* _TASK OBJECTIVE_
Work out how many lines of the listing hold "React", then state only that count.
------ DATA EXCERPT
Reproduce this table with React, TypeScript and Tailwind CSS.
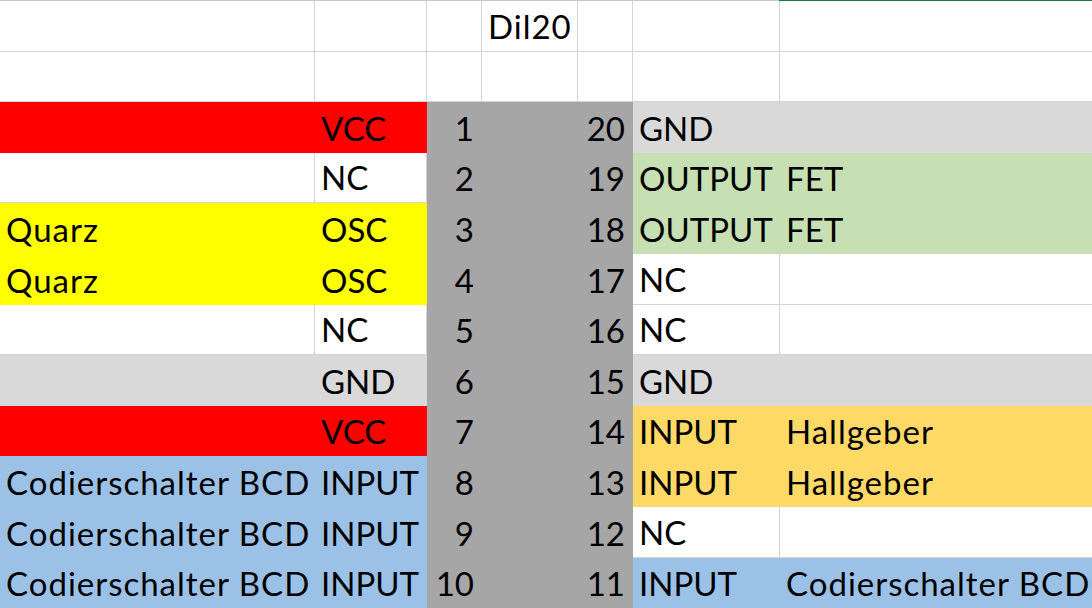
import React from "react";

type Row = {
  a: string;
  b: string;
  lc: string;
  pl: string;
  pr: string;
  f: string;
  g: string;
  rc: string;
};

const W = "bg-white";
const RED = "bg-[#ff0000]";
const YEL = "bg-[#ffff00]";
const LG = "bg-[#d9d9d9]";
const GRN = "bg-[#c6e0b4]";
const ORG = "bg-[#ffd966]";
const BLU = "bg-[#9bc2e6]";

const rows: Row[] = [
  { a: "", b: "VCC", lc: RED, pl: "1", pr: "20", f: "GND", g: "", rc: LG },
  { a: "", b: "NC", lc: W, pl: "2", pr: "19", f: "OUTPUT", g: "FET", rc: GRN },
  { a: "Quarz", b: "OSC", lc: YEL, pl: "3", pr: "18", f: "OUTPUT", g: "FET", rc: GRN },
  { a: "Quarz", b: "OSC", lc: YEL, pl: "4", pr: "17", f: "NC", g: "", rc: W },
  { a: "", b: "NC", lc: W, pl: "5", pr: "16", f: "NC", g: "", rc: W },
  { a: "", b: "GND", lc: LG, pl: "6", pr: "15", f: "GND", g: "", rc: LG },
  { a: "", b: "VCC", lc: RED, pl: "7", pr: "14", f: "INPUT", g: "Hallgeber", rc: ORG },
  { a: "Codierschalter BCD", b: "INPUT", lc: BLU, pl: "8", pr: "13", f: "INPUT", g: "Hallgeber", rc: ORG },
  { a: "Codierschalter BCD", b: "INPUT", lc: BLU, pl: "9", pr: "12", f: "NC", g: "", rc: W },
  { a: "Codierschalter BCD", b: "INPUT", lc: BLU, pl: "10", pr: "11", f: "INPUT", g: "Codierschalter BCD", rc: BLU },
];

function Cell({
  w,
  bg,
  text,
  right,
  grid,
  noRight,
}: {
  w: string;
  bg: string;
  text?: string;
  right?: boolean;
  grid: boolean;
  noRight?: boolean;
}) {
  const border = grid
    ? noRight
      ? "border-b border-[#d4d4d4]"
      : "border-r border-b border-[#d4d4d4]"
    : "";
  const hasLower = !!text && /[a-z]/.test(text);
  return (
    <div
      className={`${w} ${bg} ${border} h-full shrink-0 flex items-end ${
        right ? "justify-end pr-[8px]" : "justify-start pl-[6px]"
      } pb-[8px] whitespace-nowrap overflow-visible`}
    >
      {text ? (
        <span className={`leading-none ${hasLower ? "tracking-[1px]" : ""}`}>{text}</span>
      ) : null}
    </div>
  );
}

export default function App() {
  const font = { fontFamily: "Lato, 'Open Sans', sans-serif" };
  return (
    <div
      className="w-[1092px] h-[608px] overflow-hidden bg-white text-black text-[33px] flex flex-col"
      style={font}
    >
      <div className="flex h-[1px] shrink-0">
        <div className="w-[779px] bg-[#c8c8c8]" />
        <div className="flex-1 bg-[#217346]" />
      </div>
      <div className="flex h-[50.6px] shrink-0">
        <Cell w="w-[315px]" bg={W} grid />
        <Cell w="w-[112px]" bg={W} grid />
        <Cell w="w-[55px]" bg={W} grid />
        <Cell w="w-[96px]" bg={W} grid text="Dil20" />
        <Cell w="w-[55px]" bg={W} grid />
        <Cell w="w-[147px]" bg={W} grid />
        <Cell w="w-[312px]" bg={W} grid noRight />
      </div>
      <div className="flex h-[50.6px] shrink-0">
        <Cell w="w-[315px]" bg={W} grid />
        <Cell w="w-[112px]" bg={W} grid />
        <Cell w="w-[55px]" bg={W} grid />
        <Cell w="w-[96px]" bg={W} grid />
        <Cell w="w-[55px]" bg={W} grid />
        <Cell w="w-[147px]" bg={W} grid />
        <Cell w="w-[312px]" bg={W} grid noRight />
      </div>
      {rows.map((r, i) => {
        const lw = r.lc === W;
        const rw = r.rc === W;
        return (
          <div key={i} className="flex h-[50.6px] shrink-0">
            <Cell w="w-[315px]" bg={r.lc} grid={lw} text={r.a} />
            <Cell w="w-[112px]" bg={r.lc} grid={lw} text={r.b} />
            <Cell w="w-[55px]" bg="bg-[#a6a6a6]" grid={false} text={r.pl} right />
            <Cell w="w-[96px]" bg="bg-[#a6a6a6]" grid={false} />
            <Cell w="w-[55px]" bg="bg-[#a6a6a6]" grid={false} text={r.pr} right />
            <Cell w="w-[147px]" bg={r.rc} grid={rw} text={r.f} />
            <Cell w="w-[312px]" bg={r.rc} grid={rw} noRight text={r.g} />
          </div>
        );
      })}
    </div>
  );
}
------------
* _ANSWER TO THIS TASK_
2